Today
Markets are looking to end a turbulent week lower, with stock futures falling this morning after yet more tariff threats. Trump threatened to impose a 25% tariff on Apple if it does not manufacture iPhones in the U.S., challenging Apple’s current model of manufacturing most of its iPhones in China. He didn’t stop there though, threatening 50% tariffs against the European Union after he noted that there has been no progress on current negotiations. In other news, this week was dominated by a bond market sell-off, driven by two key factors: a disappointing 20-year Treasury auction and mounting concerns over the U.S. fiscal outlook. On the fiscal front, Trump’s recently passed tax-and-spending package is expected to increase deficits by $2.7 trillion over the next decade. Coupled with investor anxiety following Moody’s downgrade of the U.S. credit rating, which stripped America of its AAA status, bond markets have had plenty to absorb. Elevated yields and ongoing fiscal uncertainty may continue to weigh on sentiment as investors brace for potential volatility ahead.
G-7 leaders must be thrilled. Trump will attend the G-7 summit in Alberta from June 15–17, amid strained relations with key allies over trade policies and the ongoing war in Ukraine. Trump’s protectionist tariffs and lukewarm support for Ukraine have raised concerns among European leaders, who are frustrated by his failure to pressure Russia into a ceasefire. While consensus may be found on addressing China’s trade practices, divisions remain over many other areas. The summit, hosted by Mark Carney, comes as Trump continues to challenge traditional diplomatic norms.
Speaking of G7 leaders, the G7 finance ministers and central bank governors wrapped up their summit in Banff with a focus on unity amid a complex global backdrop. While the official communiqué highlighted collaboration on issues like financial crime and support for Ukraine, it notably left out any mention of U.S. tariffs. That omission may have been intentional to avoid airing internal tensions (and upsetting you know who), especially with trade-sensitive topics still evolving ahead of national elections. Still, Canadian Finance Minister François-Philippe Champagne confirmed that tariff concerns were raised behind closed doors and stressed the importance of open dialogue among allies.
While there are reasons to be bearish on the U.S. dollar, such as rising debt, policy uncertainty, and the Trump administration’s trade agenda, some strategists believe the recent wave of selling may be excessive. The dollar has dropped 5% since early April and 10% since January, driven by concerns over trade wars, attacks on the Fed, and fiscal instability. Investor sentiment and positioning have become extremely negative, with hedge funds holding one of the largest short positions in years and dollar exposure at its lowest since 2006. Despite weak fundamentals, the recent downturn may be overdone, especially given the limited Fed rate cuts now priced in and potential for a near-term correction as sentiment cools.

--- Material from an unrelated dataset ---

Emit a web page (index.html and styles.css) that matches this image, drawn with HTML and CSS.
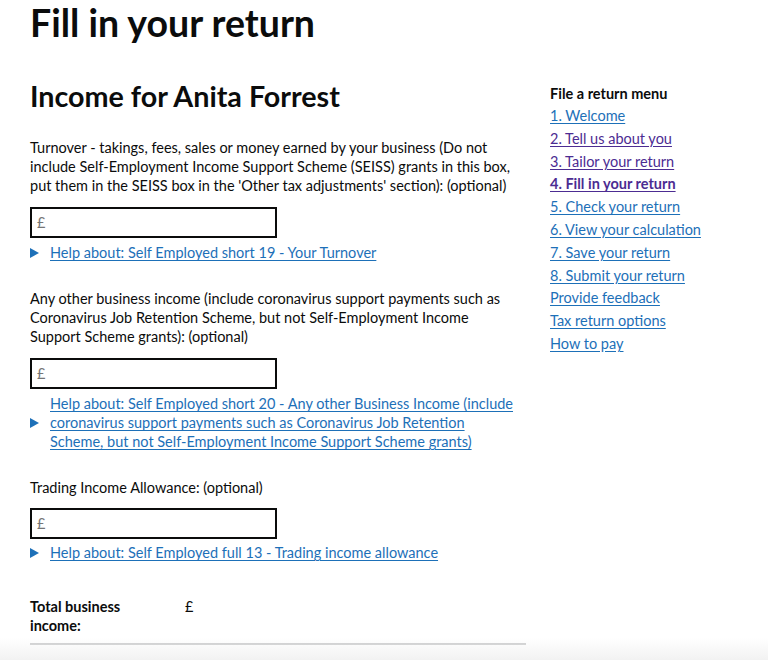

Prices for new pharmaceuticals in the U.S. more than doubled last year compared to 2021, with a median annual list price exceeding $370,000, driven largely by an increase in high-cost therapies for rare, or “orphan,” diseases. These drugs, which now make up 72% of new launches, often target small patient populations and benefit from incentives like extended market exclusivity. Gene and cell therapies, including some priced over $1 million annually or one-time treatments exceeding $4 million, contributed to the surge. Despite government efforts to curb drug costs, experts say high prices are unlikely to abate without lowering development expenses. While drugmakers argue that these therapies reduce overall healthcare costs, critics note the burden on healthcare systems and patients remains significant, even after insurance rebates and patient assistance programs.
Where do people stand sit on this? If you ever felt guilty after reclining your seat on a flight, you are not alone. A recent study suggests 68% of flyers avoid reclining their seat out of courtesy, despite airplane cabins becoming increasingly claustrophobic. Since the 1980s, seat width has shrunk from 20 inches to just 17–18 inches, and legroom has tightened from 34–36 inches to a cramped 28–31. Airlines have squeezed in more passengers (and perhaps a few more mid-air arguments), turning comfort into a scarce commodity and fuelling an ongoing etiquette debate about seat reclining. While you may feel bad about reclining, there is apparently an etiquette to the process. Etiquette coaches suggest looking back before reclining to ensure you’re not encroaching on someone’s limited space, especially taller passengers, and if possible, give a polite heads-up to the person behind you. We’re sure these two thoughtful gestures will make those being reclined on feel much better as their already limited space all but disappears.